The AMP price we talked about that gets used in the calculation of the royalty price can also be accessed for free on the website. You can go there and check that out as well.

I think that's the crux of it. We just wanted to highlight the fact that we do offer data. It's transactional based. It's really across Canada. It's Canadian focused, and it is multi-commodity: electricity, crude oil, and natural gas.

9:55 a.m.

Liberal

The Chair Liberal James Maloney

Thank you very much.

Mr. Whalen, you're first up for seven minutes.

9:55 a.m.

Liberal

Nick Whalen Liberal St. John's East, NL

Thank you very much.

I'm interested in how your organization interfaces with the EIA. I'm trying to figure it out online. I'm not sure if you provide the natural gas trading resource margins online, or other real-time data that's provided by your organization, to the EIA. Can you juxtapose that with how your organization provides the natural gas and crude oil data and energy data you collect to StatsCan or the Alberta government?

Greg is the data guy. He probably has the quickest answer.

10 a.m.

Vice-President, Market Operations, Intercontinental Exchange - ICE NGX

Greg Abbott

Sure. We don't directly provide data to the EIA and we don't have a direct relationship with them. I think they do access our website, as I mentioned, so they will get our settlement curves and that type of stuff from the website. We don't have a direct connection with them. We use some of their data, so we take a look at the storage information they publish and use that data sometimes as well. There's no direct connectivity such that we're sending stuff to them on a regular basis, but they do access our website regularly.

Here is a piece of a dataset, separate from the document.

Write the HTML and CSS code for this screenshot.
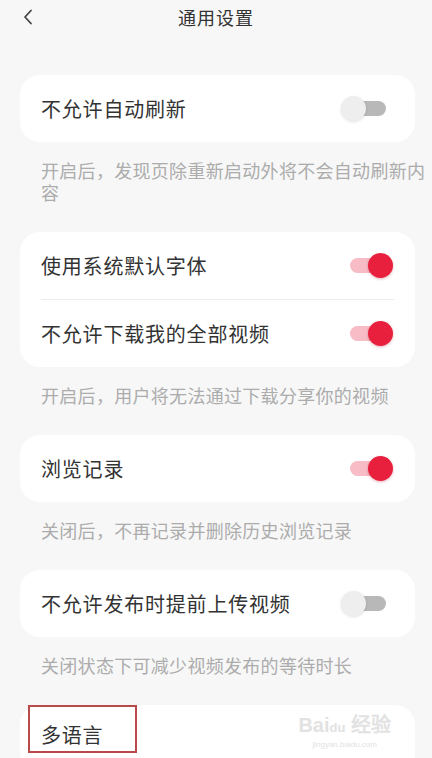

The only one of that group you mentioned that really has a direct relationship with us is the Alberta government. The Department of Energy does have access to NGX. They subscribe to NGX so that they can get access to all of our proprietary settlement price data and index price data.

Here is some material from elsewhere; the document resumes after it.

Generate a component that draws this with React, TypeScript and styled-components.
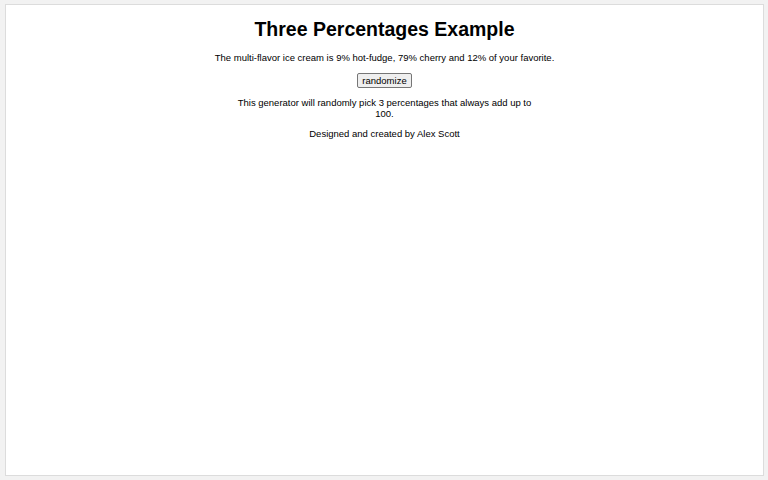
import { useState } from "react";
import styled, { createGlobalStyle } from "styled-components";

const GlobalStyle = createGlobalStyle`
  html, body {
    margin: 0;
    padding: 0;
    background: #f2f2f2;
  }
  body {
    font-family: "Liberation Sans", Arial, sans-serif;
    color: #000;
  }
`;

const Page = styled.div`
  padding: 4px 4px 4px 5px;
  height: 480px;
  box-sizing: border-box;
`;

const Panel = styled.div`
  background: #ffffff;
  border: 1px solid #dcdcdc;
  height: 100%;
  box-sizing: border-box;
  display: flex;
  flex-direction: column;
  align-items: center;
  text-align: center;
  padding-top: 13px;
`;

const Title = styled.h1`
  font-size: 19.5px;
  font-weight: bold;
  margin: 0 0 11px;
`;

const Text = styled.p`
  font-size: 9.5px;
  margin: 0 0 9px;
  line-height: 11px;
`;

const Narrow = styled(Text)`
  max-width: 300px;
`;

const Button = styled.button`
  font-family: "Liberation Sans", Arial, sans-serif;
  font-size: 9.5px;
  height: 15px;
  padding: 0 4px;
  margin: 1px 0 9px;
  background: #efefef;
  border: 1px solid #767676;
  border-radius: 2px;
  color: #000;
`;

const pick = () => {
  const a = Math.floor(Math.random() * 99) + 1;
  const b = Math.floor(Math.random() * (100 - a));
  return [a, b, 100 - a - b];
};

const App = () => {
  const [pcts, setPcts] = useState([9, 79, 12]);

  return (
    <>
      <GlobalStyle />
      <Page>
        <Panel>
          <Title>Three Percentages Example</Title>
          <Text>
            The multi-flavor ice cream is {pcts[0]}% hot-fudge, {pcts[1]}% cherry and {pcts[2]}% of your favorite.
          </Text>
          <Button onClick={() => setPcts(pick())}>randomize</Button>
          <Narrow>This generator will randomly pick 3 percentages that always add up to 100.</Narrow>
          <Text>Designed and created by Alex Scott</Text>
        </Panel>
      </Page>
    </>
  );
};

export default App;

The other group that does, the National Energy Board, is also a subscriber of NGX data. They do access us that way and get access to all of those curves and prices as well.

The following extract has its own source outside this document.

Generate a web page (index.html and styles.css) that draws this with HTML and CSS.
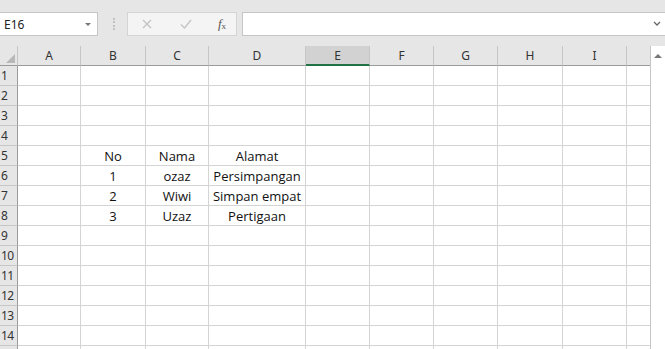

For everyone else, really we just make sure we're publishing our information on the website. I do think those entities are accessing it, but since it's on the website, it's not direct and we're not talking with them. If there is an issue with it, they can call us and we'll make sure the numbers are right, but other than that, there's no direct connectivity except for those entities I mentioned.

10 a.m.

Liberal

Nick Whalen Liberal St. John's East, NL

When the EIA gets the natural gas data, are they juxtaposing your posted figures with energy data provided directly by buyers and sellers? Do you have an understanding of how that works? They do have their own natural gas data, and lots of it daily. I'm trying to figure out whether they're relying on you for this data or they're using you as a basis of comparison against the actual data from the producers.

10 a.m.

Vice-President, Market Operations, Intercontinental Exchange - ICE NGX

Greg Abbott

I would guess it's the latter, that are using us as a basis for comparison. As I said, they can access it and take a look at it, but from a republishing perspective, we have some pretty strict language around our contract because it's proprietary. They aren't allowed to take exactly what they see in the subscription's pay area and republish it to their clients, but they can use it to compare and do whatever they need to. That's the way we've operated with any of the government entities we've dealt with, and it's the same with the government. We understand they're using it for purposes important for their business, so they're allowed to do that. We just ask that they don't republish it directly.